Variable Speed Drives (VSD) / Variable Frequency Drives (VFD)

Instead of running the pump at full speed all the time, VSD/VFD allow the pump speed to vary in response to actual solar input or required flow. This improves efficiency (especially when sunlight is weak) and reduces wear.

For farms with variable demand (e.g., slower irrigation during certain hours) this is useful.

Hybrid Systems (Solar + Battery + Grid)

As battery technology (especially lithium) becomes advanced, solar pump systems increasingly integrate battery storage so pumping can continue during cloudy days or early morning/late evening.

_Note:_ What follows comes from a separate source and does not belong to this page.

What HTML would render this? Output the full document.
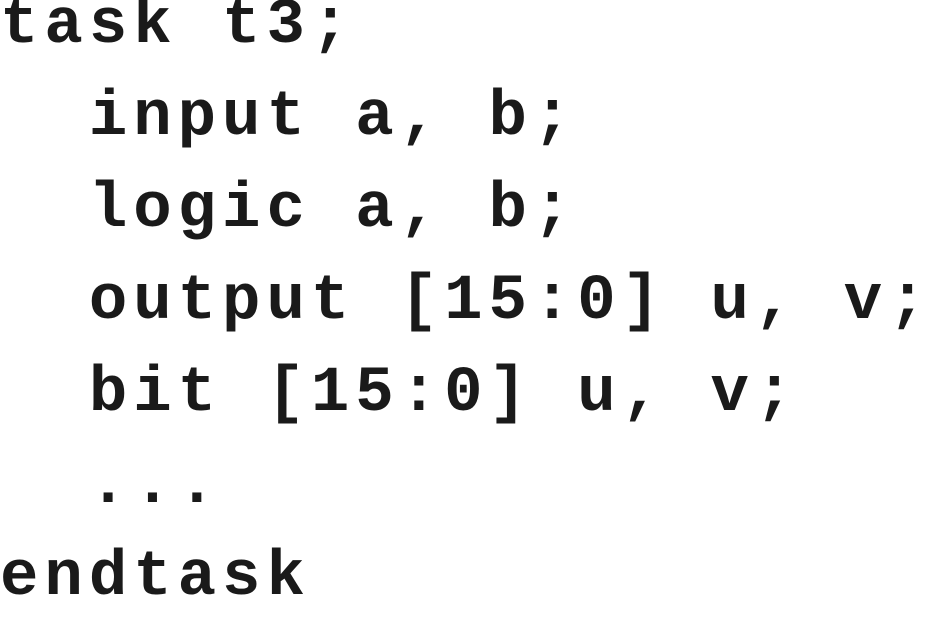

Hybrid controllers allow switching seamlessly between solar, battery, grid or generator, improving reliability.

Some newer systems also allow input from grid as fallback (e.g., grid only when solar insufficient).

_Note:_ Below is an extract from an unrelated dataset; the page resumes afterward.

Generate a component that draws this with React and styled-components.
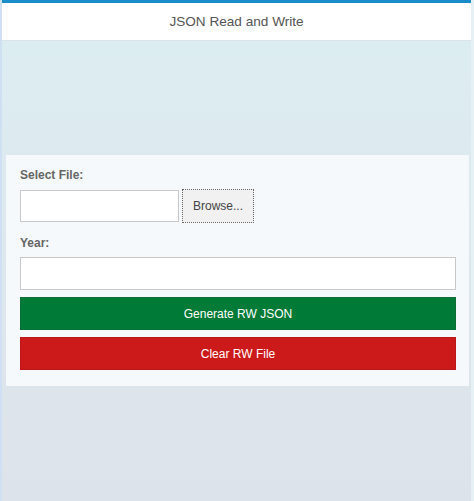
import React from 'react';
import styled, { createGlobalStyle } from 'styled-components';

const GlobalStyle = createGlobalStyle`
  html, body {
    margin: 0;
    padding: 0;
    height: 100%;
  }
  body {
    font-family: "Liberation Sans", Arial, sans-serif;
  }
  #root {
    height: 100%;
  }
`;

const Page = styled.div`
  height: 501px;
  display: flex;
  flex-direction: column;
  border-left: 2px solid #cfe0f4;
  border-right: 3px solid #e6f1f6;
  background: linear-gradient(180deg, #dceef3 0%, #dde6ec 70%, #dde3ea 100%);
  box-sizing: border-box;
`;

const Header = styled.header`
  border-top: 3px solid #1b8ccb;
  background: #ffffff;
  border-bottom: 1px solid #d9e3e8;
  height: 37px;
  display: flex;
  align-items: center;
  justify-content: center;
  font-size: 13.6px;
  color: #555;
`;

const Content = styled.main`
  padding: 114px 2px 0 4px;
`;

const Card = styled.section`
  background: #f5f9fb;
  padding: 12px 13px 16px 14px;
  display: flex;
  flex-direction: column;
`;

const Label = styled.label`
  font-size: 12px;
  font-weight: bold;
  color: #666;
  line-height: 16px;
  margin-bottom: ${p => p.$gap || 6}px;
`;

const FileRow = styled.div`
  display: flex;
  align-items: center;
  gap: 3px;
  margin-bottom: 12px;
`;

const TextInput = styled.input`
  box-sizing: border-box;
  width: ${p => p.$width || '100%'};
  height: ${p => p.$height || 33}px;
  border: 1px solid #c9c9c9;
  background: #fff;
  padding: 0 8px;
  font-family: inherit;
  font-size: 12px;
  margin: 0;
  outline: none;
`;

const BrowseButton = styled.button`
  box-sizing: border-box;
  width: 72px;
  height: 34px;
  border: 1px dotted #6a6a6a;
  background: #f1f1f1;
  color: #444;
  font-family: inherit;
  font-size: 12px;
  padding: 0;
`;

const ActionButton = styled.button`
  box-sizing: border-box;
  width: 100%;
  height: 33px;
  border: 1px solid ${p => p.$border};
  background: ${p => p.$bg};
  color: #fff;
  font-family: inherit;
  font-size: 12px;
  margin-top: 7px;
  padding: 0;
`;

const App = () => {
  return (
    <>
      <GlobalStyle />
      <Page>
        <Header>JSON Read and Write</Header>
        <Content>
          <Card>
            <Label>Select File:</Label>
            <FileRow>
              <TextInput $width="159px" $height={32} readOnly />
              <BrowseButton>Browse...</BrowseButton>
            </FileRow>
            <Label>Year:</Label>
            <TextInput type="text" />
            <ActionButton $bg="#007a37" $border="#0a6e35">Generate RW JSON</ActionButton>
            <ActionButton $bg="#cc1a1a" $border="#b81818">Clear RW File</ActionButton>
          </Card>
        </Content>
      </Page>
    </>
  );
};

export default App;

Remote Monitoring & IoT Integration

Sensors for flow rate, pressure, hours of operation, panel output, water levels in tank, solar insolation.

This allows you to spot drops in performance before major downtime.

Preventive maintenance alerts can be sent, reducing breakdowns.

Motor Technology

Brushless DC motors, better sealing, stainless steel components, corrosion-resistant coatings all help longevity especially in harsh environments. Improved motors allow deeper boreholes, higher lifts, better performance with smaller panel arrays.

Ecosystem Integration

Solar pumps are increasingly integrated into broader smart irrigation systems: drip irrigation, soil-moisture sensors, weather forecast integration, so water is pumped and distributed optimally, reducing waste and improving crop yield.